IV. In the Mood for Love (2000)
Where Happy Together felt like a refinement of technique, In the Mood for Love reads more like a liberation from obligation. Where the first two films I discussed are bursting with an energetic ambition, this instead exudes the confidence of a craftsman who’s mastered their own style to such a degree that there’s no more need to be loud about it.
Restraint and denial characterize In the Mood for Love on every level. In the most obvious sense, Chow Mo-wan (Tony Leung) and Su Li-zhen’s (Maggie Cheung) romance is doomed from the go. The gossiping eyes of society, their loveless marriages, and their own pride keep them from ever taking their relationship to the next step. They brush up against each other on the steps to a noodle stand, they occupy cheap motel rooms but only to write, they sit respectfully on opposite ends of a restaurant booth.
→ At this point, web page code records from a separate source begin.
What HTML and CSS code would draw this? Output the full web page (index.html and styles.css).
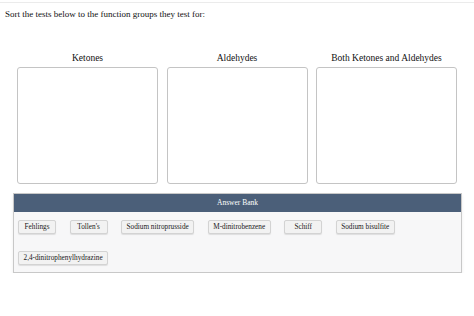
FILE: index.html
```html
<!DOCTYPE html>
<html lang="en">
<head>
    <meta charset="UTF-8">
    <meta name="viewport" content="width=device-width, initial-scale=1.0">
    <title>Sort the tests</title>
    <link rel="stylesheet" href="styles.css">
</head>
<body>
    <div class="page">
        <p class="prompt">Sort the tests below to the function groups they test for:</p>

        <div class="bins">
            <div class="bin">
                <div class="bin-title">Ketones</div>
                <div class="bin-box"></div>
            </div>
            <div class="bin">
                <div class="bin-title">Aldehydes</div>
                <div class="bin-box"></div>
            </div>
            <div class="bin">
                <div class="bin-title">Both Ketones and Aldehydes</div>
                <div class="bin-box"></div>
            </div>
        </div>

        <div class="bank">
            <div class="bank-header">Answer Bank</div>
            <div class="bank-body">
                <span class="chip">Fehlings</span>
                <span class="chip">Tollen's</span>
                <span class="chip">Sodium nitroprusside</span>
                <span class="chip">M-dinitrobenzene</span>
                <span class="chip">Schiff</span>
                <span class="chip">Sodium bisulfite</span>
                <span class="chip">2,4-dinitrophenylhydrazine</span>
            </div>
        </div>
    </div>
</body>
</html>
```

FILE: styles.css
```css
body {
    margin: 0;
    padding: 0;
    background-color: #fff;
    font-family: "Liberation Serif", "Times New Roman", serif;
    color: #111;
}

.page {
    margin-top: 2px;
    border-top: 1px solid #ebebeb;
    padding-top: 6px;
}

.prompt {
    margin: 0 0 0 5px;
    font-size: 9px;
    line-height: 11px;
}

.bins {
    display: grid;
    grid-template-columns: 141px 141px 141px;
    column-gap: 8.5px;
    margin: 32px 0 0 17px;
}

.bin-title {
    text-align: center;
    font-size: 9.5px;
    line-height: 12px;
    height: 15px;
}

.bin-box {
    height: 115px;
    border: 1px solid #c4c4c4;
    border-radius: 3px;
    background-color: #fff;
}

.bank {
    margin: 9px 12px 0 13px;
    border: 1px solid #c8c8c8;
    box-shadow: 0 2px 3px rgba(0, 0, 0, 0.08);
}

.bank-header {
    background-color: #4b5f79;
    color: #fff;
    text-align: center;
    font-size: 7.5px;
    height: 18px;
    line-height: 18px;
}

.bank-body {
    display: flex;
    flex-wrap: wrap;
    gap: 17px 13.5px;
    padding: 8px 5px 7px 4px;
    background-color: #f7f7f8;
}

.chip {
    min-width: 27px;
    height: 12px;
    line-height: 12px;
    padding: 0 4.5px;
    text-align: center;
    font-size: 7.25px;
    color: #1a1a1a;
    background-color: #f2f2f2;
    border: 1px solid #d3d3d3;
    border-radius: 2px;
    box-shadow: 0 1px 1px rgba(0, 0, 0, 0.1);
}
```
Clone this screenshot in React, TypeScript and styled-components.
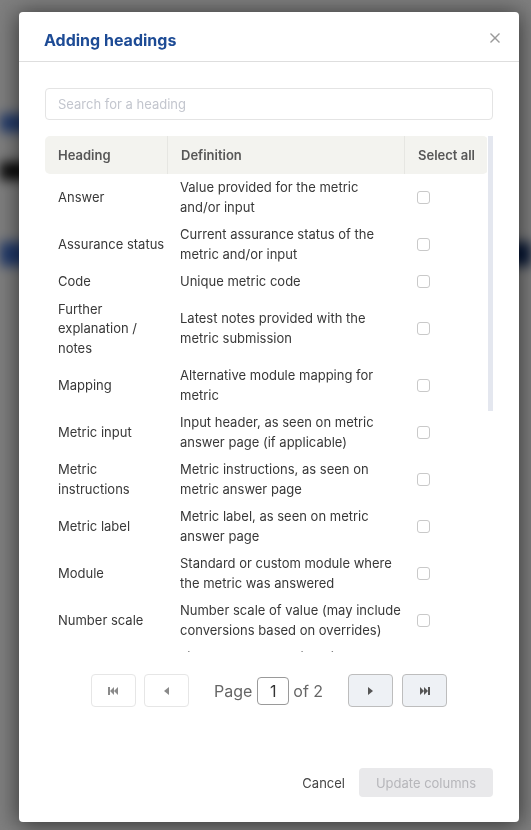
import React from "react";
import styled, { createGlobalStyle } from "styled-components";

interface HeadingOption {
  id: number;
  heading: string;
  definition: string;
}

const headings: HeadingOption[] = [
  { id: 1, heading: "Answer", definition: "Value provided for the metric and/or input" },
  { id: 2, heading: "Assurance status", definition: "Current assurance status of the metric and/or input" },
  { id: 3, heading: "Code", definition: "Unique metric code" },
  { id: 4, heading: "Further explanation / notes", definition: "Latest notes provided with the metric submission" },
  { id: 5, heading: "Mapping", definition: "Alternative module mapping for metric" },
  { id: 6, heading: "Metric input", definition: "Input header, as seen on metric answer page (if applicable)" },
  { id: 7, heading: "Metric instructions", definition: "Metric instructions, as seen on metric answer page" },
  { id: 8, heading: "Metric label", definition: "Metric label, as seen on metric answer page" },
  { id: 9, heading: "Module", definition: "Standard or custom module where the metric was answered" },
  { id: 10, heading: "Number scale", definition: "Number scale of value (may include conversions based on overrides)" },
  { id: 11, heading: "Previous period", definition: "Link to answer provided in the previous period" },
  { id: 12, heading: "Reporting period", definition: "Start and end date of the reporting period" },
  { id: 13, heading: "Source", definition: "Source of the data provided for the metric" },
  { id: 14, heading: "Status", definition: "Current status of the metric submission" },
  { id: 15, heading: "Subsidiary", definition: "Name of the subsidiary providing the answer" },
  { id: 16, heading: "Tags", definition: "Tags assigned to the metric" },
  { id: 17, heading: "Type", definition: "Data type of the value provided for the metric" },
  { id: 18, heading: "Unit", definition: "Unit of measure of the value (if applicable)" },
  { id: 19, heading: "Updated by", definition: "User who last updated the metric answer" },
  { id: 20, heading: "Updated date", definition: "Date and time the metric answer was last updated" },
];

const GlobalStyle = createGlobalStyle`
  html, body {
    margin: 0;
    padding: 0;
  }
  body {
    width: 531px;
    height: 830px;
    overflow: hidden;
    font-family: Inter, "Noto Sans", sans-serif;
  }
`;

/* blurred page behind the dialog */
const Page = styled.div`
  height: 830px;
  box-sizing: border-box;
  background: #f8f8f8;
  filter: blur(6px);
  display: flex;
  flex-direction: column;
  padding-top: 114px;
`;

const PageRow = styled.div<{ $h: number; $top: number }>`
  display: flex;
  justify-content: space-between;
  height: ${(p) => p.$h}px;
  margin-top: ${(p) => p.$top}px;
`;

const Smudge = styled.div<{ $w: number; $color: string }>`
  width: ${(p) => p.$w}px;
  background: ${(p) => p.$color};
`;

const Overlay = styled.div`
  position: fixed;
  inset: 0;
  background: rgba(0, 0, 0, 0.5);
  display: flex;
  align-items: flex-start;
  padding: 12px 0 0 19px;
`;

const Modal = styled.div`
  width: 500px;
  height: 810px;
  background: #fff;
  border-radius: 4px;
  box-shadow: 0 2px 22px rgba(0, 0, 0, 0.6);
  display: flex;
  flex-direction: column;
  box-sizing: border-box;
`;

const Header = styled.div`
  height: 50px;
  box-sizing: border-box;
  border-bottom: 1px solid #dedede;
  padding: 18px 19px 0 25px;
  display: flex;
  justify-content: space-between;
  align-items: flex-start;
`;

const Title = styled.h2`
  margin: 0;
  font-size: 16px;
  line-height: 20px;
  font-weight: 700;
  color: #1d4b95;
`;

const Close = styled.button`
  border: none;
  background: none;
  padding: 0;
  margin-top: 3px;
  display: flex;
  cursor: pointer;
`;

const Body = styled.div`
  padding: 26px 26px 0 26px;
  display: flex;
  flex-direction: column;
`;

const Search = styled.input`
  height: 32px;
  box-sizing: border-box;
  border: 1px solid #e4e4e4;
  border-radius: 4px;
  padding: 0 12px;
  font-family: inherit;
  font-size: 13px;
  color: #333;
  outline: none;
  &::placeholder {
    color: #c3c6ce;
  }
`;

const ScrollFrame = styled.div`
  margin-top: 16px;
  height: 516px;
  display: flex;
`;

const ScrollViewport = styled.div`
  flex: 1;
  overflow: hidden;
`;

const ScrollTrack = styled.div`
  width: 5px;
  margin-left: 1px;
`;

const ScrollThumb = styled.div`
  height: 275px;
  background: #e4e7ef;
`;

const Table = styled.table`
  width: 100%;
  table-layout: fixed;
  border-collapse: separate;
  border-spacing: 0;
`;

const Col = styled.col<{ $w: number }>`
  width: ${(p) => p.$w}px;
`;

const Th = styled.th`
  background: #f3f3ef;
  text-align: left;
  font-size: 13px;
  line-height: 20px;
  font-weight: 600;
  color: #575757;
  padding: 9px 0 9px 13px;
  border-left: 1px solid #e6e6e2;
  white-space: nowrap;
  &:first-child {
    border-left: none;
    border-radius: 5px 0 0 5px;
  }
  &:last-child {
    border-radius: 0 5px 5px 0;
  }
`;

const Td = styled.td<{ $padRight?: number }>`
  font-size: 13px;
  line-height: 19.5px;
  color: #383838;
  padding: 4px ${(p) => p.$padRight ?? 0}px 4px 13px;
  vertical-align: middle;
`;

const Check = styled.input`
  appearance: none;
  display: block;
  margin: 0;
  width: 13px;
  height: 13px;
  box-sizing: border-box;
  border: 1px solid #c9c9c9;
  border-radius: 3px;
  background: #fff;
`;

const Pager = styled.div`
  margin-top: 22px;
  display: flex;
  justify-content: center;
  align-items: center;
`;

const PageButton = styled.button<{ $active?: boolean; $gap: number }>`
  width: 45px;
  height: 33px;
  box-sizing: border-box;
  border-radius: 4px;
  border: 1px solid ${(p) => (p.$active ? "#bdbdbd" : "#e6e6e6")};
  background: ${(p) => (p.$active ? "#eef1f5" : "#fff")};
  color: ${(p) => (p.$active ? "#555" : "#8a8a8a")};
  margin-left: ${(p) => p.$gap}px;
  display: flex;
  align-items: center;
  justify-content: center;
  padding: 0;
`;

const PageInfo = styled.div`
  margin: 0 25px;
  display: flex;
  align-items: center;
  gap: 4px;
  font-size: 16px;
  color: #666;
`;

const PageInput = styled.input`
  width: 32px;
  height: 28px;
  box-sizing: border-box;
  margin-left: 1px;
  border: 1px solid #9a9a9a;
  border-radius: 4px;
  text-align: center;
  font-family: inherit;
  font-size: 16px;
  color: #333;
  padding: 0;
`;

const Footer = styled.div`
  margin-top: auto;
  padding: 0 26px 25px;
  display: flex;
  justify-content: flex-end;
  align-items: center;
  gap: 14px;
`;

const TextButton = styled.button`
  border: none;
  background: none;
  padding: 0;
  font-family: inherit;
  font-size: 13px;
  color: #444;
`;

const PrimaryButton = styled.button`
  width: 134px;
  height: 29px;
  border: none;
  border-radius: 4px;
  background: #e9e9eb;
  color: #b6b6ba;
  font-family: inherit;
  font-size: 13px;
`;

const FirstIcon = () => (
  <svg width="10" height="8" viewBox="0 0 10 8" fill="currentColor">
    <rect x="0" y="0" width="2" height="8" />
    <polygon points="2,4 6,0 6,8" />
    <polygon points="6,4 10,0 10,8" />
  </svg>
);

const LastIcon = () => (
  <svg width="10" height="8" viewBox="0 0 10 8" fill="currentColor">
    <polygon points="0,0 4,4 0,8" />
    <polygon points="4,0 8,4 4,8" />
    <rect x="8" y="0" width="2" height="8" />
  </svg>
);

const PrevIcon = () => (
  <svg width="5" height="8" viewBox="0 0 5 8" fill="currentColor">
    <polygon points="0,4 5,0 5,8" />
  </svg>
);

const NextIcon = () => (
  <svg width="5" height="8" viewBox="0 0 5 8" fill="currentColor">
    <polygon points="0,0 5,4 0,8" />
  </svg>
);

export default function App() {
  return (
    <>
      <GlobalStyle />
      <Page>
        <PageRow $h={18} $top={0}>
          <Smudge $w={40} $color="#3f6fd0" />
        </PageRow>
        <PageRow $h={18} $top={30}>
          <Smudge $w={60} $color="#111" />
        </PageRow>
        <PageRow $h={24} $top={62}>
          <Smudge $w={40} $color="#3f6fd0" />
          <Smudge $w={40} $color="#0b2a66" />
        </PageRow>
      </Page>
      <Overlay>
        <Modal>
          <Header>
            <Title>Adding headings</Title>
            <Close aria-label="Close">
              <svg width="10" height="10" viewBox="0 0 10 10" stroke="#9a9a9a" strokeWidth="1.3">
                <line x1="0.5" y1="0.5" x2="9.5" y2="9.5" />
                <line x1="9.5" y1="0.5" x2="0.5" y2="9.5" />
              </svg>
            </Close>
          </Header>
          <Body>
            <Search placeholder="Search for a heading" />
            <ScrollFrame>
              <ScrollViewport>
                <Table>
                  <colgroup>
                    <Col $w={122} />
                    <Col $w={237} />
                    <Col $w={84} />
                  </colgroup>
                  <thead>
                    <tr>
                      <Th>Heading</Th>
                      <Th>Definition</Th>
                      <Th>Select all</Th>
                    </tr>
                  </thead>
                  <tbody>
                    {headings.map((el) => (
                      <tr key={el.id}>
                        <Td>{el.heading}</Td>
                        <Td $padRight={3}>{el.definition}</Td>
                        <Td>
                          <Check type="checkbox" />
                        </Td>
                      </tr>
                    ))}
                  </tbody>
                </Table>
              </ScrollViewport>
              <ScrollTrack>
                <ScrollThumb />
              </ScrollTrack>
            </ScrollFrame>
            <Pager>
              <PageButton $gap={0} disabled>
                <FirstIcon />
              </PageButton>
              <PageButton $gap={8} disabled>
                <PrevIcon />
              </PageButton>
              <PageInfo>
                Page <PageInput defaultValue="1" /> of 2
              </PageInfo>
              <PageButton $gap={0} $active>
                <NextIcon />
              </PageButton>
              <PageButton $gap={9} $active>
                <LastIcon />
              </PageButton>
            </Pager>
          </Body>
          <Footer>
            <TextButton>Cancel</TextButton>
            <PrimaryButton disabled>Update columns</PrimaryButton>
          </Footer>
        </Modal>
      </Overlay>
    </>
  );
}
The camera emulates this same shyness and caution. We see Chow and Su from around cramped apartment corners or through the bars of windows. We are as isolated from these characters as they are from each other—hell, we never even see the faces of their respective spouses. Characters appear framed in doorways and hallways, often visually separated from others around them. They’re filmed in close up even during dialogue, obscuring the others in frame. Such is the effort to create this atmosphere of lonely stillness, that when a camera suddenly whip pans between Chow and Su during a conversation at a restaurant, it comes across as stunning, borderline violent.
Again, space takes a central role here. The vibrant Hong Kong of the 90s takes a backseat to the same city in the 60s, centered almost entirely around a single apartment building. Our leads are pressed in against each other by narrow hallways, they hunker down under canopies to escape the pouring rain. Even in these claustrophobic spaces, they’re separated by the slimmest of spaces. Walls divide them in their apartment complex, even when they share a room, they never share a bed or even a chair.
Everything’s at a remove, even the emotion. In a quiet movie, the two biggest bursts of emotion come not from moments of confrontation, but from rehearsals of them. Both times, Su breaks down crying while roleplaying two different separations—one from her husband and one with Chow. The moments themselves are too big, too painful, we’re shown only the anticipation of them. The emotions are too grand, they would drown in over-expression, instead here, they’re whispered quietly into a tiny hollow.